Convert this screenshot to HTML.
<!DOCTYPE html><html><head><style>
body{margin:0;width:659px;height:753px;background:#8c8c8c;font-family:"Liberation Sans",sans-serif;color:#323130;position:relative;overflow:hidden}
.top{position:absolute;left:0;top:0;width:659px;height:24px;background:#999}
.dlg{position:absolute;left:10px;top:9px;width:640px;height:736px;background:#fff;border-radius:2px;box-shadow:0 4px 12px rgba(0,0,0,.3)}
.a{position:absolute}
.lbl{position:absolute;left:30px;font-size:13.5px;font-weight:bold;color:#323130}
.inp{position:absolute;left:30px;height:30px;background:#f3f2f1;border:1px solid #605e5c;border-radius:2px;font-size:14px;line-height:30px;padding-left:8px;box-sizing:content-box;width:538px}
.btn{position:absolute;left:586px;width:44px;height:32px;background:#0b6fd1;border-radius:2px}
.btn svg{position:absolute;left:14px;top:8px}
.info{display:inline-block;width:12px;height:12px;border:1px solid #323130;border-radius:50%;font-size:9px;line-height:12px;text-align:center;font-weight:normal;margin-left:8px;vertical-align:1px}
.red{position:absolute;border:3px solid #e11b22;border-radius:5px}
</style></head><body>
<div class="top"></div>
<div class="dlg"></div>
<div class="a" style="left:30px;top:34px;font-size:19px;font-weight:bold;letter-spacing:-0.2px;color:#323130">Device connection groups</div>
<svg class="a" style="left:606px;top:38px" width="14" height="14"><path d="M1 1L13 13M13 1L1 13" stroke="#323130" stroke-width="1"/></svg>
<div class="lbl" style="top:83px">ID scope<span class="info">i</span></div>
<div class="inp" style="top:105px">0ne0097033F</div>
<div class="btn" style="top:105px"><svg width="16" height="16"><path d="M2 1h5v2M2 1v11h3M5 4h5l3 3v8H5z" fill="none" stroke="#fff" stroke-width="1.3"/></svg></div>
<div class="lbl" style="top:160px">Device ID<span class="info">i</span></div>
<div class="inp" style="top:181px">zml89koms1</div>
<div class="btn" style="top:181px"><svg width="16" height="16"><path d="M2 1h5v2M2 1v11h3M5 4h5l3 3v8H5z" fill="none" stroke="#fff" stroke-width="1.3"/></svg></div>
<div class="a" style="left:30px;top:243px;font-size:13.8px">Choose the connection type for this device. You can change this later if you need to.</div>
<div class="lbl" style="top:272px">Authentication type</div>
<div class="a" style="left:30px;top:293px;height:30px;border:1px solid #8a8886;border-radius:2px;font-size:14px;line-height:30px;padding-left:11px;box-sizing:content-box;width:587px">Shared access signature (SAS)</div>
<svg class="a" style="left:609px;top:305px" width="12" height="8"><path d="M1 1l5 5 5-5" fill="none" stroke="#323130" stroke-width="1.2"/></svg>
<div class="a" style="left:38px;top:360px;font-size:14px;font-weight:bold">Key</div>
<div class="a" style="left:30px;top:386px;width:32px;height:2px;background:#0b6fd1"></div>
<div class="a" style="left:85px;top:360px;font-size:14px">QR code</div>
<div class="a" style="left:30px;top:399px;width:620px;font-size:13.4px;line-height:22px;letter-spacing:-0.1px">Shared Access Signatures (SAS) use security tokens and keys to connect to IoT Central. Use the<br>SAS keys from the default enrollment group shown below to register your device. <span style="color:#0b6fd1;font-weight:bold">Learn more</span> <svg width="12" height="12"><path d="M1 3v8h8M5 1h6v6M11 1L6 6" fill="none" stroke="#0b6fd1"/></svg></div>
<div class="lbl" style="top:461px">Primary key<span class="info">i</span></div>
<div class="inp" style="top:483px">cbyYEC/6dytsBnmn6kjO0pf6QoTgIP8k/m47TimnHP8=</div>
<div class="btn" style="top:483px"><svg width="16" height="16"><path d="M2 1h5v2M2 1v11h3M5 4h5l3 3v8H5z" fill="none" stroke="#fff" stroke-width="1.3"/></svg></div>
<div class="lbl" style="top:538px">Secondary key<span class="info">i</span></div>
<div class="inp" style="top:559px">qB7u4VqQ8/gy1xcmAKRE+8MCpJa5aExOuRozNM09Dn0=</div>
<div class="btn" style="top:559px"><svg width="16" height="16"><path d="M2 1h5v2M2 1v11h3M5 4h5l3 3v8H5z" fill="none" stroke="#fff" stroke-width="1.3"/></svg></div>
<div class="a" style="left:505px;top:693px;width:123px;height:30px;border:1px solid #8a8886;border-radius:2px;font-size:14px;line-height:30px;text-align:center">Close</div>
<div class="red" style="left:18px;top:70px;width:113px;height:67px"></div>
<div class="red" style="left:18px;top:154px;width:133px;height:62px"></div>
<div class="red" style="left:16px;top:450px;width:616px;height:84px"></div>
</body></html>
---
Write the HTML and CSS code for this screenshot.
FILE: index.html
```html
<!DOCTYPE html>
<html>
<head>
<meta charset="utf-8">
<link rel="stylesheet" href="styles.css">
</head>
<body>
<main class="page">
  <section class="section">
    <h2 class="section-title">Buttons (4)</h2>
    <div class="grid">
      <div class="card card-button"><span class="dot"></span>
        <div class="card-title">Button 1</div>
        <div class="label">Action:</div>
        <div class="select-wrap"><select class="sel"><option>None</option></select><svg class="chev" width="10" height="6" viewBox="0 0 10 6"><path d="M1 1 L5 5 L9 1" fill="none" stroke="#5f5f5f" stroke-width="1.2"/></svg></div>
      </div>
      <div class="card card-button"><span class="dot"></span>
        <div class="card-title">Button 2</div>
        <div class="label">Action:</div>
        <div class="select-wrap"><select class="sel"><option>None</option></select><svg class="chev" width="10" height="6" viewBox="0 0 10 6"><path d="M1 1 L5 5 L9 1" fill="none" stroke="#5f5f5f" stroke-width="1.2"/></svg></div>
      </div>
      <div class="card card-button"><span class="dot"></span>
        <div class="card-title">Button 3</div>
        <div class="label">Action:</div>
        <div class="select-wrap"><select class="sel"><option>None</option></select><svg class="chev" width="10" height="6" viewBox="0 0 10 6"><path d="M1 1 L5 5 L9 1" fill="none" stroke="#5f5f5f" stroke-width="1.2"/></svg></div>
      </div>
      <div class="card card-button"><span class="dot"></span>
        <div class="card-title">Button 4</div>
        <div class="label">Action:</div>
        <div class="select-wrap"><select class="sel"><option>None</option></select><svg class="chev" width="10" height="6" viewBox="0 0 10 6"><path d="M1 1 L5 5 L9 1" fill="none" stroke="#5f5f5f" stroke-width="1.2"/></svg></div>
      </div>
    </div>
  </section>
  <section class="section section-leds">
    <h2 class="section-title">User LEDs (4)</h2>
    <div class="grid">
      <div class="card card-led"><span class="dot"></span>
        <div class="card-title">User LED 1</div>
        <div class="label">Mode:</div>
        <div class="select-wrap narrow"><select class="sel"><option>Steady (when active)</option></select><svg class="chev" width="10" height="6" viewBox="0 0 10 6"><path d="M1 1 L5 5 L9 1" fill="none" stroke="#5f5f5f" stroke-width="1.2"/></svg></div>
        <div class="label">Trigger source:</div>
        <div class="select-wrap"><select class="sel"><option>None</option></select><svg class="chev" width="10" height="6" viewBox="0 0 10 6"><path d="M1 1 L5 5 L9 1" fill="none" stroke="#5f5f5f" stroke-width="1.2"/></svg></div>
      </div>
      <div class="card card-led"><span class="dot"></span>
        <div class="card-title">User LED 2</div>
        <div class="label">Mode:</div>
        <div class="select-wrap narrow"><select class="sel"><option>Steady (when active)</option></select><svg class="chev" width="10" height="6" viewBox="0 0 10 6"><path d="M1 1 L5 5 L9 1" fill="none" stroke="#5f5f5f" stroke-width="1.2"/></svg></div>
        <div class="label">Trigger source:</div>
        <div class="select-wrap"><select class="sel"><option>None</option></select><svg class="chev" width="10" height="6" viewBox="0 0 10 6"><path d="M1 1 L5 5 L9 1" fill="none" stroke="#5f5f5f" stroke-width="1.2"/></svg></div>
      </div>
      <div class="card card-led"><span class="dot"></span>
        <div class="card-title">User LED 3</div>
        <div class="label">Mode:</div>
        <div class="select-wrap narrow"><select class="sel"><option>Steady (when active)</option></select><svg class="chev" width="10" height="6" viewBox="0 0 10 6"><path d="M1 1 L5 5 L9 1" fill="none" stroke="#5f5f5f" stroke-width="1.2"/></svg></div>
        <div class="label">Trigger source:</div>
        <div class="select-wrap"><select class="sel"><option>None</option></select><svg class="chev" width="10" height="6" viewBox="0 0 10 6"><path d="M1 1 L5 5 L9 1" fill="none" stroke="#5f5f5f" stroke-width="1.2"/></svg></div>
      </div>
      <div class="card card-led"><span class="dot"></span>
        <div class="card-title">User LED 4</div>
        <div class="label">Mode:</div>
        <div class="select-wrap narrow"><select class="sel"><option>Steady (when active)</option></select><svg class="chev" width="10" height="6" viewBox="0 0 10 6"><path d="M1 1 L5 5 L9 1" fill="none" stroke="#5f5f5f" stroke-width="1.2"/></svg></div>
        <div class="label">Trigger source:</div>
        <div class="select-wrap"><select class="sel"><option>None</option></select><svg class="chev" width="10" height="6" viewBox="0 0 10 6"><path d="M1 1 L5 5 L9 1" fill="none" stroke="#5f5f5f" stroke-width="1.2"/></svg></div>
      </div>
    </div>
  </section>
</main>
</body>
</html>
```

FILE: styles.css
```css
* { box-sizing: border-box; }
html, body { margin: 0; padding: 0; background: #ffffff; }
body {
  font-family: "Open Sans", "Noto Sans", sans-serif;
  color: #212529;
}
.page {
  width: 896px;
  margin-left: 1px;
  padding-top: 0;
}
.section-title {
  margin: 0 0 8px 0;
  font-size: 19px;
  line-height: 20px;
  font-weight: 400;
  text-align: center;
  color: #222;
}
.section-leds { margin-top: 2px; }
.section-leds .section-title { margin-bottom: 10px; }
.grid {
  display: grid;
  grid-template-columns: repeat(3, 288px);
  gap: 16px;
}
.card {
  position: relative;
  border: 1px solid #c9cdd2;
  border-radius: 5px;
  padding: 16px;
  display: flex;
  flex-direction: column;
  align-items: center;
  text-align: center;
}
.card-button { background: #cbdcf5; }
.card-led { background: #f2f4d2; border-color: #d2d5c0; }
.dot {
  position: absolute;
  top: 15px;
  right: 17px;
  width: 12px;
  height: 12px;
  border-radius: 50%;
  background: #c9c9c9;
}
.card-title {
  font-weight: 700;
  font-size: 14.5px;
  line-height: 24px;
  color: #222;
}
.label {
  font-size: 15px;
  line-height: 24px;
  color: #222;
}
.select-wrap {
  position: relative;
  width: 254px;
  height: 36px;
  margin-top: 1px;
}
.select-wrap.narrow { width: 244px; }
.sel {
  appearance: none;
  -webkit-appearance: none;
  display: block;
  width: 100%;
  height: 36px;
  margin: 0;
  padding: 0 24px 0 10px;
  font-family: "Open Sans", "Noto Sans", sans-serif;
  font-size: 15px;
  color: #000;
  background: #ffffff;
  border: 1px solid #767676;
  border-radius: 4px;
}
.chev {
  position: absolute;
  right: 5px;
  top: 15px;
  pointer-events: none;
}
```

Your objective
Read the entries above, then pull out the lines that include "code".

Full response
<div class="a" style="left:85px;top:360px;font-size:14px">QR code</div>
Write the HTML and CSS code for this screenshot.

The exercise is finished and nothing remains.